- Born: Meaford, Ontario, Canada
- Education: Georgian Bay District Secondary School
- Alma mater: University of Toronto
- Occupations: Author, novelist
- Writing career
- Genres: fantasy, dark fantasy

= Don Bassingthwaite =

Canadian author

Don Bassingthwaite is a Canadian author from Toronto.

==Early life and education==
Bassingthwaite was born in Meaford, Ontario. He played Dungeons & Dragons in high school, attending the Georgian Bay District Secondary School where his project on the root of squares won the senior secondary division, and for his application of computers he won the District 23 of the Ontario Secondary School Teachers' Federation book awards. He was one of four Georgian Bay Secondary School Grade 13 students who earned the Wilfrid Laurier University scholarship by winning the Reach for the Top district finals, and was the co-recipient of the three grade 13 English awards for the Meaford Graduation diplomas at Georgian Bay Secondary School.

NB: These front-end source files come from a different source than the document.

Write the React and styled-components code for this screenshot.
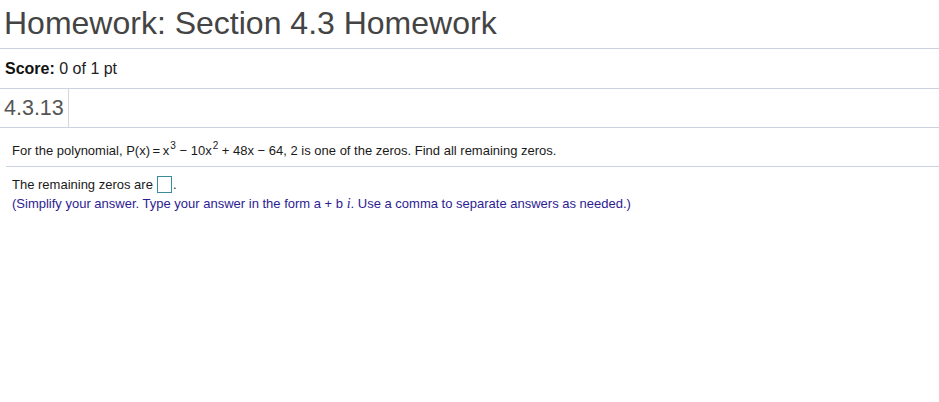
import React from 'react';
import styled, { createGlobalStyle } from 'styled-components';

const GlobalStyle = createGlobalStyle`
  html, body {
    margin: 0;
    padding: 0;
    background: #ffffff;
  }
  body {
    font-family: "Liberation Sans", Arial, sans-serif;
  }
`;

const Page = styled.div`
  width: 939px;
  min-height: 402px;
  background: #fff;
`;

const Title = styled.h1`
  margin: 0;
  padding: 5px 4px 7px;
  font-size: 32px;
  line-height: 36px;
  font-weight: normal;
  color: #444;
  border-bottom: 1px solid #cdd2e2;
`;

const ScoreRow = styled.div`
  padding: 10px 5px 9px;
  font-size: 16px;
  line-height: 20px;
  color: #222;
  border-bottom: 1px solid #cdd2e2;

  b {
    font-weight: bold;
    color: #111;
  }
`;

const NumberRow = styled.div`
  display: flex;
  border-bottom: 1px solid #cdd2e2;
`;

const NumberCell = styled.div`
  width: 60px;
  padding: 6px 4px 6px;
  font-size: 21.5px;
  line-height: 26px;
  color: #555;
  border-right: 1px solid #d6d6d6;
`;

const Question = styled.div`
  padding-left: 6px;
  font-size: 13px;
  line-height: 16px;
  color: #1a1a1a;
`;

const Stem = styled.div`
  padding: 15px 6px 7px;
  border-bottom: 1px solid #cdd2e2;
`;

const Sup = styled.span`
  font-size: 10px;
  line-height: 0;
  position: relative;
  top: -6px;
  margin-left: 1px;
`;

const Answer = styled.div`
  padding: 8px 6px;
  line-height: 19px;
`;

const AnswerBox = styled.span`
  display: inline-block;
  width: 13px;
  height: 15px;
  border: 1.5px solid #3a8c9c;
  vertical-align: -4px;
  margin-left: 4px;
  margin-right: 1px;
`;

const Hint = styled.div`
  color: #2d1c92;
`;

const Italic = styled.i`
  font-family: "Liberation Serif", "Times New Roman", serif;
  font-size: 14px;
`;

export default function App() {
  return (
    <Page>
      <GlobalStyle />
      <Title>Homework: Section 4.3 Homework</Title>
      <ScoreRow>
        <b>Score:</b> 0 of 1 pt
      </ScoreRow>
      <NumberRow>
        <NumberCell>4.3.13</NumberCell>
      </NumberRow>
      <Question>
        <Stem>
          For the polynomial, P(x){'\u2009'}={'\u2009'}x<Sup>3</Sup> − 10x<Sup>2</Sup> + 48x − 64, 2 is one of the zeros. Find all remaining zeros.
        </Stem>
        <Answer>
          <div>
            The remaining zeros are<AnswerBox />.
          </div>
          <Hint>
            (Simplify your answer. Type your answer in the form a + b <Italic>i</Italic>. Use a comma to separate answers as needed.)
          </Hint>
        </Answer>
      </Question>
    </Page>
  );
}
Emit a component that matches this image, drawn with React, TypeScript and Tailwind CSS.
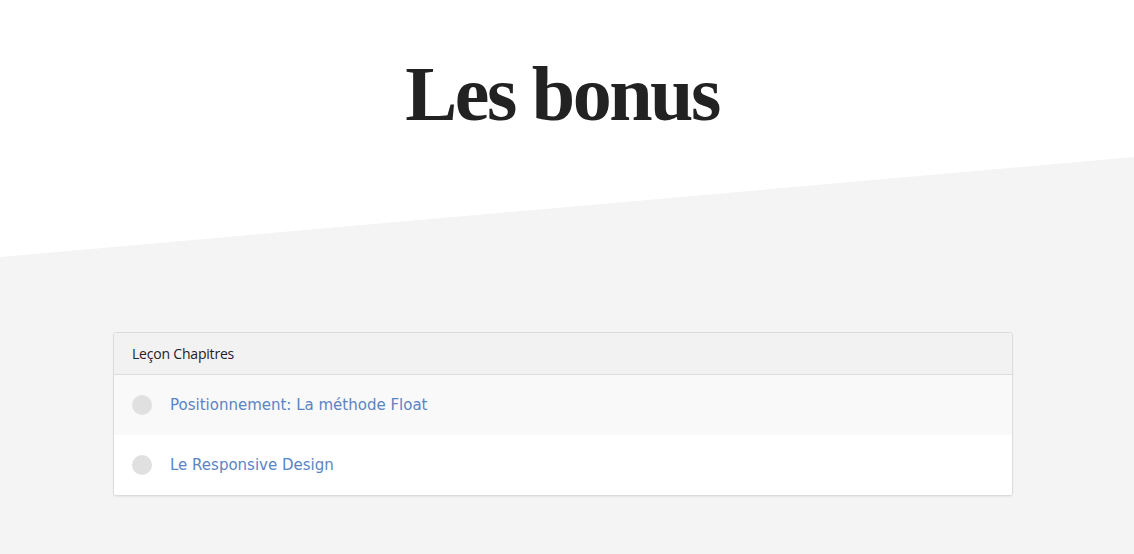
export default function App() {
  const rows = [
    { title: "Positionnement: La méthode Float", bg: "bg-[#f9f9f9]" },
    { title: "Le Responsive Design", bg: "bg-white" },
  ];
  return (
    <div className="w-[1134px] h-[554px] overflow-hidden bg-[#f4f4f4] flex flex-col">
      <div className="bg-white h-[157px] flex justify-center pt-[49px] pr-[10px]">
        <h1 className="text-[78px] leading-[90px] font-bold text-[#222] font-['Liberation_Serif',serif] tracking-[-2.5px]">
          Les bonus
        </h1>
      </div>
      <svg width="1134" height="100" viewBox="0 0 1134 100" preserveAspectRatio="none" className="block shrink-0">
        <rect x="0" y="0" width="1134" height="100" fill="#ffffff" />
        <polygon points="0,100 1134,0 1134,100" fill="#f4f4f4" />
      </svg>
      <div className="pt-[75px] pl-[113px]">
        <div className="w-[900px] rounded-[3px] border border-[#dcdcdc] bg-white overflow-hidden shadow-[0_1px_2px_rgba(0,0,0,0.06)]">
          <div className="h-[42px] bg-[#f2f2f2] border-b border-[#dcdcdc] flex items-center px-[18px] text-[14px] tracking-[-0.2px] text-[#222] font-['Open_Sans',sans-serif]">
            Leçon Chapitres
          </div>
          {rows.map((r) => (
            <div key={r.title} className={`h-[60px] flex items-center px-[18px] ${r.bg}`}>
              <span className="w-[20px] h-[20px] rounded-full bg-[#e0e0e0] shrink-0" />
              <span className="ml-[18px] text-[15px] text-[#5b84c4] font-['DejaVu_Sans',sans-serif]">
                {r.title}
              </span>
            </div>
          ))}
        </div>
      </div>
    </div>
  );
}
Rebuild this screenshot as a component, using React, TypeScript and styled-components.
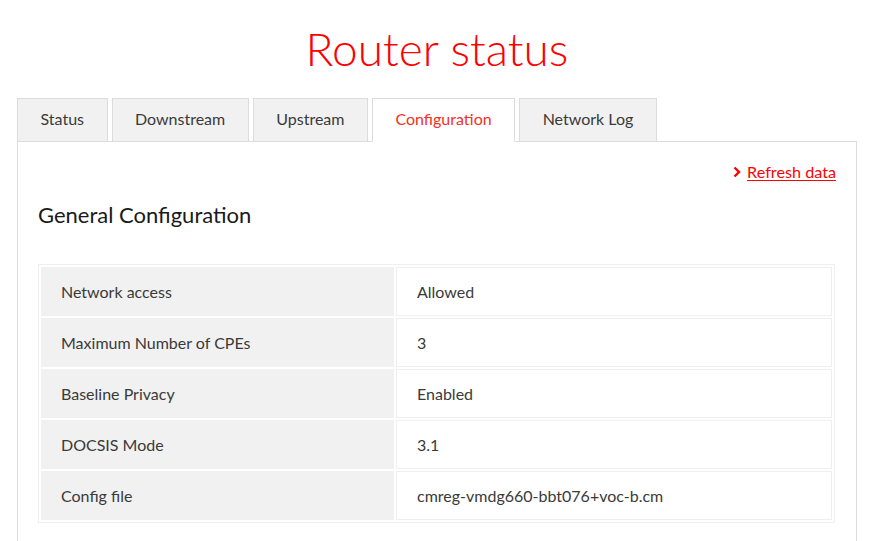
import React from 'react';
import styled, { createGlobalStyle } from 'styled-components';

const GlobalStyle = createGlobalStyle`
  body {
    margin: 0;
    background: #fff;
    font-family: Lato, "Liberation Sans", sans-serif;
    color: #333;
  }
`;

const Page = styled.div`
  width: 840px;
  margin: 0 19px 0 17px;
  padding-top: 22px;
`;

const Title = styled.h1`
  margin: 0 0 22px;
  text-align: center;
  font-size: 46px;
  font-weight: 300;
  line-height: 54px;
  color: #ff0000;
`;

const TabBar = styled.div`
  display: flex;
  gap: 4px;
  margin-bottom: -1px;
`;

const Tab = styled.div<{ $active?: boolean }>`
  height: 44px;
  box-sizing: border-box;
  padding: 0 22.5px 3px;
  display: flex;
  align-items: center;
  font-size: 16px;
  border: 1px solid #dcdcdc;
  border-bottom-color: ${(p) => (p.$active ? '#fff' : '#dcdcdc')};
  background: ${(p) => (p.$active ? '#fff' : '#f1f1f1')};
  color: ${(p) => (p.$active ? '#f5301f' : '#3a3a3a')};
  position: relative;
  z-index: ${(p) => (p.$active ? 1 : 0)};
  cursor: pointer;
`;

const Panel = styled.div`
  border: 1px solid #dcdcdc;
  padding: 20px 20px 24px;
  min-height: 380px;
`;

const RefreshRow = styled.div`
  display: flex;
  justify-content: flex-end;
`;

const RefreshLink = styled.a`
  display: inline-flex;
  align-items: center;
  gap: 6px;
  color: #ff0000;
  font-size: 16.2px;
  text-decoration: underline;
  text-underline-offset: 2px;
  cursor: pointer;
`;

const Heading = styled.h2`
  margin: 20px 0 36px;
  font-size: 22px;
  font-weight: 400;
  color: #1a1a1a;
`;

const Table = styled.table`
  width: 797px;
  border-collapse: separate;
  border-spacing: 2px;
  border: 1px solid #efefef;
`;

const Label = styled.td`
  width: 313px;
  height: 47px;
  padding: 0 20px;
  background: #f1f1f1;
  font-size: 16px;
  color: #3a3a3a;
`;

const Value = styled.td`
  height: 47px;
  padding: 0 20px;
  background: #fff;
  border: 1px solid #efefef;
  font-size: 16px;
  color: #3a3a3a;
`;

const Chevron = () => (
  <svg width="8" height="12" viewBox="0 0 8 12">
    <path d="M1.5 1.5 L6 6 L1.5 10.5" fill="none" stroke="#ff0000" strokeWidth="2.4" />
  </svg>
);

const tabs = ['Status', 'Downstream', 'Upstream', 'Configuration', 'Network Log'];

const rows: [string, string][] = [
  ['Network access', 'Allowed'],
  ['Maximum Number of CPEs', '3'],
  ['Baseline Privacy', 'Enabled'],
  ['DOCSIS Mode', '3.1'],
  ['Config file', 'cmreg-vmdg660-bbt076+voc-b.cm'],
];

export default function App() {
  return (
    <Page>
      <GlobalStyle />
      <Title>Router status</Title>
      <TabBar>
        {tabs.map((t) => (
          <Tab key={t} $active={t === 'Configuration'}>
            {t}
          </Tab>
        ))}
      </TabBar>
      <Panel>
        <RefreshRow>
          <RefreshLink>
            <Chevron />
            Refresh data
          </RefreshLink>
        </RefreshRow>
        <Heading>General Configuration</Heading>
        <Table>
          <tbody>
            {rows.map(([k, v]) => (
              <tr key={k}>
                <Label>{k}</Label>
                <Value>{v}</Value>
              </tr>
            ))}
          </tbody>
        </Table>
      </Panel>
    </Page>
  );
}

Bassingthwaite continued playing Dungeons & Dragons while earning a B.A. in anthropology at the University of Toronto. He was a student in the master of museum studies program, also working part-time in the university bookstore, and remained involved in the school while starting his professional career, and in 1995 he began a two-year assignment running the UT Press's (UTP) Custom Publishing Service which he considered his fondest achievement.

==White Wolf Publishing==
Bassingthwaite started writing fiction in his spare time, and submitted a story to Dragon magazine that was rejected. In 1993 at age 22, during his first year of graduate studies, he submitted a story called "Book of the Dead" to White Wolf Publishing, set in their world of Vampire: The Masquerade. White Wolf used this story in a supplemental book for the Vampire game. Bassingthwaite also sold another short story to White Wolf that was published in an anthology.

In 1995, during his second year of graduate studies, he was offered a fiction contract by White Wolf that led to Such Pain, a novel set in White Wolf's World of Darkness universe. He followed this immediately with another World of Darkness novel, Pomegranates Full and Fine, and Breathe Deeply.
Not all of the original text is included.